周明远顺着她指的方向望去,只见“樱花丸”的甲板上,一个穿月白旗袍的女子正站在舷梯旁,发间的翡翠簪子在灯光下闪着绿光。她的侧脸在夜色中格外清晰,正是三年前在南京街头,他曾偷偷给过冰糖的那个歌女。
更让他心惊的是,她身边站着的正是山本健一,而她的目光,正死死盯着自己的药箱。
柳如烟的心跳得像擂鼓。她认出了那个灰布长衫和药箱,尽管他的后背在流血,侧脸沾着尘土,但那双眼睛里的温和与锐利,和三年前一模一样。
是周明远。他真的来了上海,还被小野一郎追杀。
“柳小姐在看什么?”山本健一顺着她的目光望去,只看到两个模糊的背影消失在集装箱后面,“是不是看到熟人了?”
柳如烟收回目光,指尖捻着琵琶弦,声音柔得像水:“没什么,只是觉得那两个人的背影有点眼熟。可能是以前在南京见过的客人吧。”
她的心脏在胸腔里疯狂跳动。按军统的命令,她本该立刻报告山本健一,可看着周明远受伤的背影,她想起三年前那个深夜,他翻墙给贫民窟的孩子送药,月光落在他认真的侧脸,像极了此刻码头的灯火,明明灭灭,却透着不肯熄灭的光。

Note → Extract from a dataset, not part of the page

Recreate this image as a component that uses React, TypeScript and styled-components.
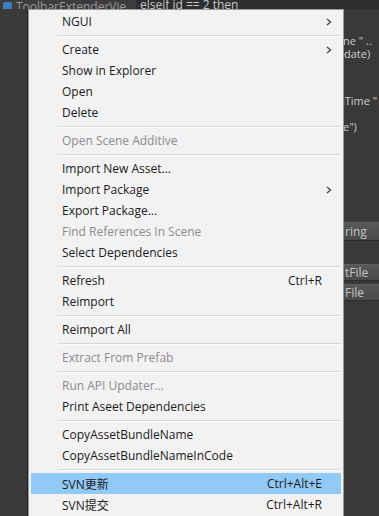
import {createGlobalStyle} from 'styled-components';
import styled from 'styled-components';

const GlobalStyle = createGlobalStyle`
	html, body {
		margin     : 0;
		padding    : 0;
		background : #383838;
	}
	body {
		font-family : "Open Sans", "Noto Sans CJK SC", sans-serif;
	}
`;

const Screen = styled.div`
	display        : flex;
	flex-direction : column;
	position       : relative;
	width          : 379px;
	height         : 516px;
	overflow       : hidden;
	background     : #383838;
`;

const TopBar = styled.div`
	display     : flex;
	align-items : flex-end;
	height      : 9px;
	flex-shrink : 0;
	background  : #2e2e2e;
	overflow    : hidden;
	font-size   : 12px;
	white-space : nowrap;
`;

const Tab = styled.div`
	display      : flex;
	align-items  : center;
	gap          : 4px;
	width        : 133px;
	height       : 12px;
	margin-bottom: -3px;
	padding-left : 3px;
	background   : #3c3c3c;
	color        : #9a9a9a;
	overflow     : hidden;
`;

const TabIcon = styled.span`
	width         : 9px;
	height        : 9px;
	border-radius : 2px;
	background    : #3d7fc4;
	flex-shrink   : 0;
`;

const TopCode = styled.div`
	padding-left  : 4px;
	margin-bottom : -4px;
	color         : #c8c8c8;
`;

const Body = styled.div`
	display : flex;
	flex    : 1;
`;

const SidePanel = styled.div`
	width        : 27px;
	flex-shrink  : 0;
	background   : #3a3a3a;
	border-right : 1px solid #242424;
`;

const Editor = styled.div`
	display        : flex;
	flex-direction : column;
	flex           : 1;
	background     : #393939;
	font-size      : 11px;
	color          : #cfcfcf;
`;

const CodeLine = styled.div<{ $top: number; $indent: number }>`
	height      : 12px;
	line-height : 12px;
	margin-top  : ${({$top}) => $top}px;
	padding-left: ${({$indent}) => $indent}px;
	white-space : nowrap;
`;

const InspectorButton = styled.div<{ $top: number; $indent: number; $h: number }>`
	display       : flex;
	align-items   : center;
	height        : ${({$h}) => $h}px;
	margin-top    : ${({$top}) => $top}px;
	margin-left   : ${({$indent}) => $indent}px;
	padding-left  : 2px;
	background    : linear-gradient(#585858, #4a4a4a);
	border-top    : 1px solid #5e5e5e;
	border-bottom : 1px solid #2c2c2c;
	font-size     : 12px;
	color         : #c4c4c4;
	white-space   : nowrap;
`;

const Menu = styled.div`
	position       : absolute;
	left           : 28px;
	top            : 9px;
	width          : 314px;
	height         : 520px;
	padding-top    : 1px;
	display        : flex;
	flex-direction : column;
	background     : #f2f2f2;
	border         : 1px solid #9a9a9a;
	font-size      : 12px;
`;

const Row = styled.div<{ $disabled?: boolean; $active?: boolean }>`
	display               : grid;
	grid-template-columns : 1fr auto 19px;
	align-items           : center;
	height                : 21px;
	margin                : 0 2px;
	padding-left          : 31px;
	background            : ${({$active}) => $active ? '#91c9f7' : 'transparent'};
	color                 : ${({$disabled}) => $disabled ? '#8c8c8c' : '#1b1b1b'};
	white-space           : nowrap;
`;

const Shortcut = styled.span`
	text-align : right;
`;

const Arrow = styled.svg`
	margin-left : 4px;
`;

const Separator = styled.div`
	height        : 7px;
	display       : flex;
	align-items   : center;
	margin        : 0 2px 0 29px;
	&::after {
		content       : '';
		display       : block;
		width         : 100%;
		height        : 1px;
		background    : #d7d7d7;
		border-bottom : 1px solid #fbfbfb;
	}
`;

type Item = { label?: string; shortcut?: string; sub?: boolean; disabled?: boolean; active?: boolean; sep?: boolean };

const items: Item[] = [
	{label: 'NGUI', sub: true},
	{sep: true},
	{label: 'Create', sub: true},
	{label: 'Show in Explorer'},
	{label: 'Open'},
	{label: 'Delete'},
	{sep: true},
	{label: 'Open Scene Additive', disabled: true},
	{sep: true},
	{label: 'Import New Asset...'},
	{label: 'Import Package', sub: true},
	{label: 'Export Package...'},
	{label: 'Find References In Scene', disabled: true},
	{label: 'Select Dependencies'},
	{sep: true},
	{label: 'Refresh', shortcut: 'Ctrl+R'},
	{label: 'Reimport'},
	{sep: true},
	{label: 'Reimport All'},
	{sep: true},
	{label: 'Extract From Prefab', disabled: true},
	{sep: true},
	{label: 'Run API Updater...', disabled: true},
	{label: 'Print Aseet Dependencies'},
	{sep: true},
	{label: 'CopyAssetBundleName'},
	{label: 'CopyAssetBundleNameInCode'},
	{sep: true},
	{label: 'SVN更新', shortcut: 'Ctrl+Alt+E', active: true},
	{label: 'SVN提交', shortcut: 'Ctrl+Alt+R'}
];

const SubArrow = () => <Arrow width="6" height="8" viewBox="0 0 6 8">
	<polyline points="1,1 4.5,4 1,7" fill="none" stroke="#4a4a4a" strokeWidth="1.4"/>
</Arrow>;

export default function App() {
	return <Screen>
		<GlobalStyle/>
		<TopBar>
			<Tab><TabIcon/>ToolbarExtenderVie</Tab>
			<TopCode>elseif id == 2 then</TopCode>
		</TopBar>
		<Body>
			<SidePanel/>
			<Editor>
				<CodeLine $top={26} $indent={315}>ne " ..</CodeLine>
				<CodeLine $top={1} $indent={316}>date)</CodeLine>
				<CodeLine $top={35} $indent={314}>lTime "</CodeLine>
				<CodeLine $top={14} $indent={315}>e")</CodeLine>
				<InspectorButton $top={89} $indent={315} $h={17}>ring</InspectorButton>
				<InspectorButton $top={23} $indent={315} $h={15}>tFile</InspectorButton>
				<InspectorButton $top={3} $indent={315} $h={15}>File</InspectorButton>
			</Editor>
		</Body>
		<Menu>
			{items.map((it, i) => it.sep
				? <Separator key={i}/>
				: <Row key={i} $disabled={it.disabled} $active={it.active}>
					<span>{it.label}</span>
					<Shortcut>{it.shortcut}</Shortcut>
					<span>{it.sub && <SubArrow/>}</span>
				</Row>)}
		</Menu>
	</Screen>;
}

“山本先生,我突然想起还有个客人在醉月楼等我。”她屈膝行礼,发间的翡翠簪子轻轻晃动,“这批货就拜托您了。”
山本健一看着她旗袍下摇曳的身姿,早已心猿意马,挥了挥手:“去吧,记得早点回来。”
柳如烟转身走向码头出口,高跟鞋踩在石板上的声音急促而杂乱。她从袖中摸出个小巧的银质听诊器——那是当年周明远遗落在南京街头的,她一直带在身边。

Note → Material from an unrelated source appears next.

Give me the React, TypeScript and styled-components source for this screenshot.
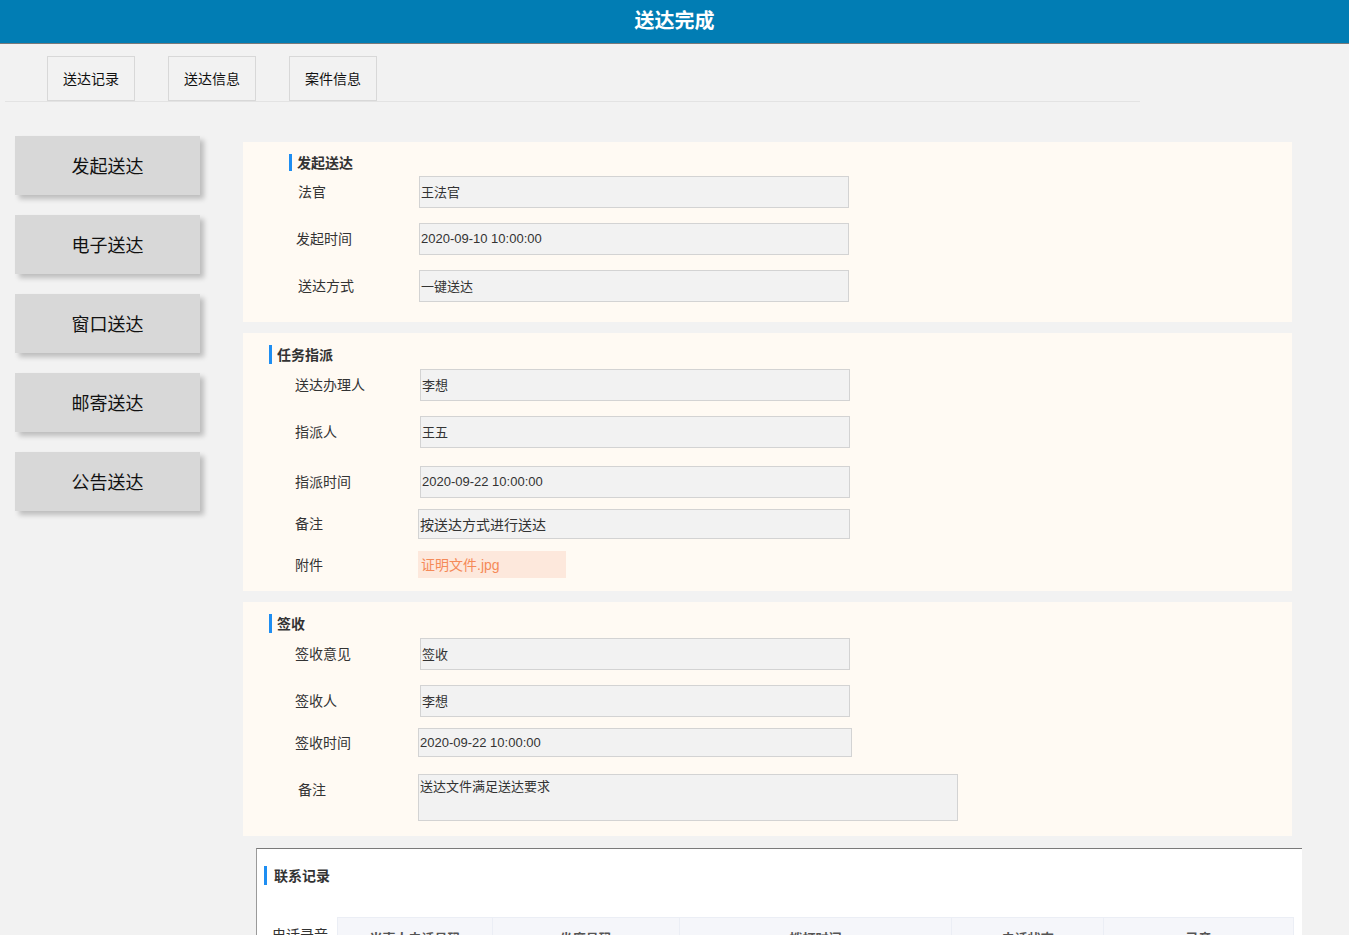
import React from "react";
import styled, { createGlobalStyle } from "styled-components";

const Global = createGlobalStyle`
  html, body { margin: 0; padding: 0; background: #f2f2f2; }
  body { font-family: "Liberation Sans", "Noto Sans CJK SC", sans-serif; color: #333; }
  * { box-sizing: border-box; }
`;

const Header = styled.header`
  height: 44px;
  background: #017db4;
  border-bottom: 1px solid #7a7a7a;
  display: flex;
  align-items: center;
  justify-content: center;
  color: #fff;
  font-size: 20px;
  font-weight: bold;
  padding-bottom: 5px;
`;

const TabBar = styled.nav`
  margin: 12px 0 0 5px;
  width: 1135px;
  height: 46px;
  border-bottom: 1px solid #e3e3e3;
  display: flex;
  gap: 33px;
  padding-left: 42px;
`;

const Tab = styled.div`
  width: 88px;
  height: 45px;
  border: 1px solid #d8d8d8;
  display: flex;
  align-items: center;
  justify-content: center;
  font-size: 14px;
  color: #111;
  padding-bottom: 2px;
`;

const Body = styled.div`
  display: flex;
  margin-top: 34px;
`;

const Sidebar = styled.aside`
  width: 243px;
  flex-shrink: 0;
  padding-left: 15px;
  display: flex;
  flex-direction: column;
  gap: 20px;
`;

const SideButton = styled.div`
  width: 185px;
  height: 59px;
  background: #d8d8d8;
  box-shadow: 4px 4px 5px rgba(0, 0, 0, 0.22);
  display: flex;
  align-items: center;
  justify-content: center;
  font-size: 18px;
  color: #111;
  padding-bottom: 1px;
`;

const Main = styled.main`
  margin-top: 6px;
  display: flex;
  flex-direction: column;
  gap: 11px;
`;

const Panel = styled.section<{ $pb: number }>`
  width: 1049px;
  background: #fffaf3;
  padding: 12px 0 ${(p) => p.$pb}px;
  display: flex;
  flex-direction: column;
`;

const Title = styled.h3<{ $indent: number; $h: number }>`
  margin: 0 0 5px ${(p) => p.$indent}px;
  height: ${(p) => p.$h}px;
  border-left: 3px solid #1e8ef2;
  padding: 0 0 1px 5px;
  display: flex;
  align-items: center;
  font-size: 14px;
  font-weight: bold;
  color: #333;
`;

const Field = styled.div<{ $mt: number; $top?: boolean }>`
  display: flex;
  align-items: ${(p) => (p.$top ? "flex-start" : "center")};
  margin-top: ${(p) => p.$mt}px;
`;

const Label = styled.div<{ $indent: number; $w: number; $pt?: number }>`
  margin-left: ${(p) => p.$indent}px;
  width: ${(p) => p.$w}px;
  padding-top: ${(p) => p.$pt ?? 0}px;
  padding-bottom: 2px;
  font-size: 14px;
  color: #333;
  flex-shrink: 0;
`;

const Value = styled.div<{ $w: number; $h: number; $fs?: number; $top?: boolean }>`
  width: ${(p) => p.$w}px;
  height: ${(p) => p.$h}px;
  background: #f2f2f2;
  border: 1px solid #d3d3d3;
  padding: ${(p) => (p.$top ? "1px 1px 0" : "0 1px 1px")};
  display: flex;
  align-items: ${(p) => (p.$top ? "flex-start" : "center")};
  font-size: ${(p) => p.$fs ?? 13}px;
  color: #333;
`;

const Attachment = styled.div`
  width: 148px;
  height: 27px;
  background: #fde8dc;
  color: #f58a58;
  font-size: 14px;
  display: flex;
  align-items: center;
  padding: 0 0 2px 3px;
`;

const RecordPanel = styled.section`
  margin: 1px 0 0 13px;
  width: 1046px;
  height: 200px;
  background: #fff;
  border-top: 1px solid #7a7a7a;
  border-left: 1px solid #9a9a9a;
  padding: 17px 8px 0 7px;
`;

const RecordTitle = styled.h3`
  margin: 0;
  height: 19px;
  border-left: 3px solid #1e8ef2;
  padding: 0 0 1px 7px;
  display: flex;
  align-items: center;
  font-size: 14px;
  font-weight: bold;
  color: #333;
`;

const RecordRow = styled.div`
  margin-top: 32px;
  display: flex;
  align-items: flex-start;
`;

const RecordLabel = styled.div`
  width: 73px;
  padding: 7px 0 0 8px;
  font-size: 14px;
  color: #333;
  flex-shrink: 0;
`;

const Table = styled.table`
  width: 957px;
  border-collapse: collapse;
  font-size: 13px;
`;

const Th = styled.th<{ $w: number }>`
  width: ${(p) => p.$w}px;
  height: 40px;
  background: #f5f6fa;
  border: 1px solid #ebeef5;
  color: #555;
  font-weight: bold;
  text-align: center;
`;

type F = {
  label: string;
  value: string;
  mt: number;
  w?: number;
  h?: number;
  fs?: number;
  shift?: number;
  textarea?: boolean;
  labelPt?: number;
  labelShift?: number;
};

function Fields({ items, indent, labelW }: { items: F[]; indent: number; labelW: number }) {
  return (
    <>
      {items.map((f) => (
        <Field key={f.label + f.value} $mt={f.mt} $top={f.textarea}>
          <Label $indent={indent + (f.labelShift ?? 0)} $w={labelW - (f.labelShift ?? 0) + (f.shift ?? 0)} $pt={f.labelPt}>
            {f.label}
          </Label>
          <Value $w={f.w ?? 430} $h={f.h ?? 32} $fs={f.fs} $top={f.textarea}>
            {f.value}
          </Value>
        </Field>
      ))}
    </>
  );
}

export default function App() {
  return (
    <>
      <Global />
      <Header>送达完成</Header>
      <TabBar>
        <Tab>送达记录</Tab>
        <Tab>送达信息</Tab>
        <Tab>案件信息</Tab>
      </TabBar>
      <Body>
        <Sidebar>
          {["发起送达", "电子送达", "窗口送达", "邮寄送达", "公告送达"].map((t) => (
            <SideButton key={t}>{t}</SideButton>
          ))}
        </Sidebar>
        <Main>
          <Panel $pb={20}>
            <Title $indent={46} $h={17}>发起送达</Title>
            <Fields
              indent={55}
              labelW={121}
              items={[
                { label: "法官", value: "王法官", mt: 0 },
                { label: "发起时间", value: "2020-09-10 10:00:00", mt: 15, labelShift: -2 },
                { label: "送达方式", value: "一键送达", mt: 15 },
              ]}
            />
          </Panel>
          <Panel $pb={13}>
            <Title $indent={26} $h={19}>任务指派</Title>
            <Fields
              indent={52}
              labelW={125}
              items={[
                { label: "送达办理人", value: "李想", mt: 0 },
                { label: "指派人", value: "王五", mt: 15 },
                { label: "指派时间", value: "2020-09-22 10:00:00", mt: 18 },
                { label: "备注", value: "按送达方式进行送达", mt: 11, h: 30, w: 432, shift: -2, fs: 14 },
              ]}
            />
            <Field $mt={12}>
              <Label $indent={52} $w={123}>附件</Label>
              <Attachment>证明文件.jpg</Attachment>
            </Field>
          </Panel>
          <Panel $pb={15}>
            <Title $indent={26} $h={19}>签收</Title>
            <Fields
              indent={52}
              labelW={125}
              items={[
                { label: "签收意见", value: "签收", mt: 0 },
                { label: "签收人", value: "李想", mt: 15 },
                { label: "签收时间", value: "2020-09-22 10:00:00", mt: 11, h: 29, w: 434, shift: -2 },
                {
                  label: "备注",
                  value: "送达文件满足送达要求",
                  mt: 17,
                  h: 47,
                  w: 540,
                  shift: -2,
                  textarea: true,
                  labelPt: 5,
                  labelShift: 3,
                },
              ]}
            />
          </Panel>
          <RecordPanel>
            <RecordTitle>联系记录</RecordTitle>
            <RecordRow>
              <RecordLabel>电话录音</RecordLabel>
              <Table>
                <thead>
                  <tr>
                    <Th $w={155}>当事人电话号码</Th>
                    <Th $w={187}>坐席号码</Th>
                    <Th $w={273}>拨打时间</Th>
                    <Th $w={152}>电话状态</Th>
                    <Th $w={190}>录音</Th>
                  </tr>
                </thead>
              </Table>
            </RecordRow>
          </RecordPanel>
        </Main>
      </Body>
    </>
  );
}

此刻听诊器的金属边缘被体温焐得发烫,像她此刻矛盾的心。她不知道该把他的行踪报告给军统,还是该悄悄告诉他,小野一郎在霞飞路的植物园布下了天罗地网。
集装箱的阴影里,周明远看着柳如烟的背影消失在街角,眉头渐渐皱起。这个女人的眼神太复杂,既有间谍的警惕,又有不易察觉的犹豫,像蒙着一层雾的深潭。

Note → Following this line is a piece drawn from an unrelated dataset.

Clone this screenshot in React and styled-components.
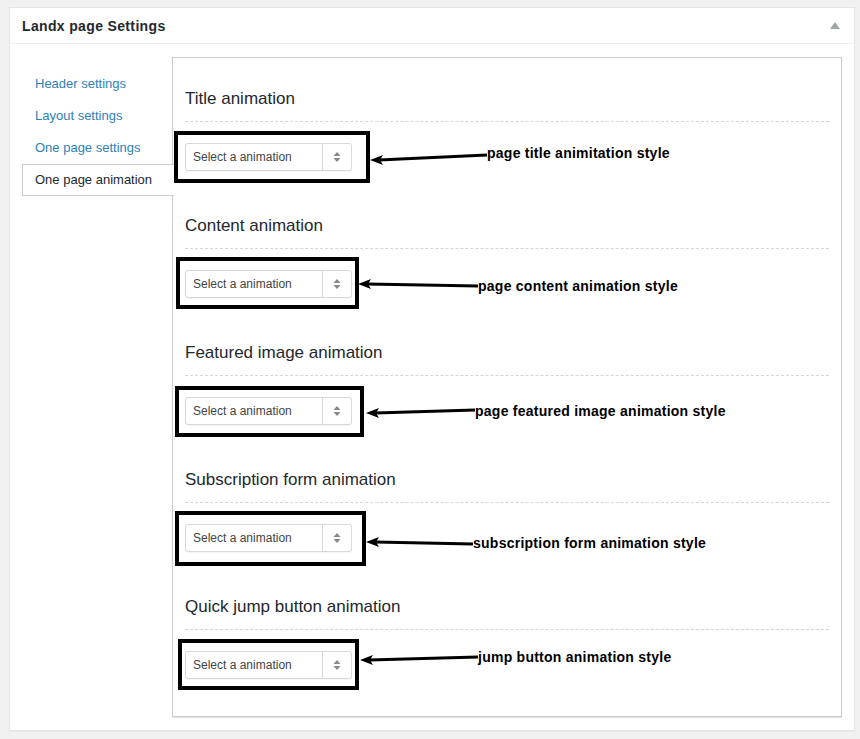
import React from "react";
import styled, { createGlobalStyle } from "styled-components";

const GlobalStyle = createGlobalStyle`
  html, body { margin: 0; padding: 0; background: #f1f1f1; }
  body { font-family: "Liberation Sans", Arial, sans-serif; }
`;

const Page = styled.div`
  padding: 7px 5px 8px 9px;
`;

const Postbox = styled.div`
  background: #fff;
  border: 1px solid #e5e5e5;
  box-shadow: 0 1px 1px rgba(0, 0, 0, 0.04);
`;

const Header = styled.div`
  height: 35px;
  display: flex;
  align-items: center;
  justify-content: space-between;
  padding: 0 14px 0 12px;
  border-bottom: 1px solid #eee;
`;

const Title = styled.h2`
  margin: 0;
  font-size: 14px;
  letter-spacing: 0.35px;
  font-weight: bold;
  color: #23282d;
`;

const Toggle = styled.span`
  width: 0;
  height: 0;
  border-left: 5px solid transparent;
  border-right: 5px solid transparent;
  border-bottom: 7px solid #a0a5aa;
`;

const Body = styled.div`
  display: flex;
  align-items: flex-start;
  padding: 13px 12px 13px 12px;
`;

const Nav = styled.ul`
  list-style: none;
  margin: 11px 0 0;
  padding: 0;
  width: 150px;
  flex-shrink: 0;
  position: relative;
  z-index: 1;
`;

const Tab = styled.li`
  width: 138px;
  height: 30px;
  line-height: 30px;
  padding-left: 12px;
  padding-right: ${(p) => (p.$active ? "1px" : "0")};
  font-size: 13px;
  color: ${(p) => (p.$active ? "#23282d" : "#2e7fb8")};
  background: ${(p) => (p.$active ? "#fff" : "transparent")};
  border: 1px solid ${(p) => (p.$active ? "#ccc" : "transparent")};
  border-right: 0;
`;

const Content = styled.div`
  flex: 1;
  border: 1px solid #ccc;
  box-shadow: 0 1px 1px rgba(0, 0, 0, 0.1);
  padding: 30px 12px 37px;
  display: flex;
  flex-direction: column;
  gap: 44px;
`;

const Field = styled.div`
  position: relative;
`;

const FieldTitle = styled.h3`
  margin: 0;
  font-size: 17px;
  line-height: 22px;
  font-weight: normal;
  color: #23282d;
  padding-bottom: 11px;
  border-bottom: 1px dashed #d5d5d5;
`;

const Select = styled.div`
  margin-top: 21px;
  width: 165px;
  height: 26px;
  display: flex;
  border: 1px solid #d8d8d8;
  border-radius: 3px;
  background: #fff;
  box-shadow: 0 1px 1px rgba(0, 0, 0, 0.04);
`;

const SelectText = styled.span`
  flex: 1;
  padding-left: 7px;
  font-size: 12px;
  line-height: 26px;
  color: #444;
`;

const SelectArrows = styled.span`
  width: 28px;
  border-left: 1px solid #d8d8d8;
  display: flex;
  align-items: center;
  justify-content: center;
`;

const Box = styled.div`
  position: absolute;
  border: 4px solid #000;
  box-sizing: border-box;
  pointer-events: none;
`;

const Note = styled.span`
  position: absolute;
  transform: translateY(-50%);
  white-space: nowrap;
  font-size: 14px;
  letter-spacing: 0.25px;
  font-weight: bold;
  color: #000;
`;

const ArrowSvg = styled.svg`
  position: absolute;
  overflow: visible;
`;

function Arrow({ x1, y1, x2, y2 }) {
  const top = Math.min(y1, y2) - 6;
  const w = x2 - x1;
  const h = Math.abs(y2 - y1) + 12;
  const a = y1 - top;
  const b = y2 - top;
  return (
    <ArrowSvg style={{ left: x1, top }} width={w} height={h}>
      <line x1={9} y1={a} x2={w} y2={b} stroke="#000" strokeWidth="3" />
      <polygon points={`0,${a} 13,${a - 5} 10,${a} 13,${a + 5}`} fill="#000" />
    </ArrowSvg>
  );
}

// annotation overlays, placed relative to each field's top-left
const fields = [
  { title: "Title animation", box: [-11, 43, 196, 52], arrow: [185, 72, 302, 67], label: [302, 65], note: "page title animitation style" },
  { title: "Content animation", box: [-9, 42, 183, 52], arrow: [173, 69, 293, 71], label: [293, 71], note: "page content animation style" },
  { title: "Featured image animation", box: [-10, 44, 189, 51], arrow: [181, 71, 290, 68], label: [290, 69], note: "page featured image animation style" },
  { title: "Subscription form animation", box: [-10, 42, 191, 55], arrow: [181, 73, 288, 75], label: [288, 74], note: "subscription form animation style" },
  { title: "Quick jump button animation", box: [-7, 43, 181, 51], arrow: [175, 64, 293, 61], label: [293, 61], note: "jump button animation style" },
];

const tabs = ["Header settings", "Layout settings", "One page settings", "One page animation"];

export default function App() {
  return (
    <>
      <GlobalStyle />
      <Page>
        <Postbox>
          <Header>
            <Title>Landx page Settings</Title>
            <Toggle />
          </Header>
          <Body>
            <Nav>
              {tabs.map((t, i) => (
                <Tab key={t} $active={i === 3}>{t}</Tab>
              ))}
            </Nav>
            <Content>
              {fields.map((f) => (
                <Field key={f.title}>
                  <FieldTitle>{f.title}</FieldTitle>
                  <Select>
                    <SelectText>Select a animation</SelectText>
                    <SelectArrows>
                      <svg width="8" height="12" viewBox="0 0 8 12">
                        <polygon points="4,1 7.5,5 0.5,5" fill="#888" />
                        <polygon points="0.5,7 7.5,7 4,11" fill="#888" />
                      </svg>
                    </SelectArrows>
                  </Select>
                  <Box style={{ left: f.box[0], top: f.box[1], width: f.box[2], height: f.box[3] }} />
                  <Arrow x1={f.arrow[0]} y1={f.arrow[1]} x2={f.arrow[2]} y2={f.arrow[3]} />
                  <Note style={{ left: f.label[0], top: f.label[1] }}>{f.note}</Note>
                </Field>
              ))}
            </Content>
          </Body>
        </Postbox>
      </Page>
    </>
  );
}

“我们得快点走。”林雪薇拉着他的手,“刚才那个女人肯定认出你了,说不定已经去报信了。”
周明远却摇了摇头。他想起父亲说过,判断一个人,要看她危难时的眼神。那个女人刚才的目光里,没有杀意,只有挣扎。
“她不会。”他望着霞飞路的方向,那里的灯火在夜色中格外明亮,“但我们确实得去霞飞路,不仅为了笔记,也为了那株能救命的奇草。”
他不知道,此刻的霞飞路植物园里,小野一郎正将解毒笔记摊在石桌上,旁边放着培养皿,里面的“七号标本”在灯光下泛着诡异的蓝光。而植物园的阴影里,十几个药帮弟子正握着淬毒的银针,等待着信号——那是老者在紫金山牺牲前发出的召集令。
上海滩的夜色,从来都比南京更诡谲。周明远的长衫还在流血,却挺直了脊梁,像一株在风雨中不肯弯折的翠竹。他知道,从踏上这片土地开始,一场更凶险的较量,才刚刚拉开序幕。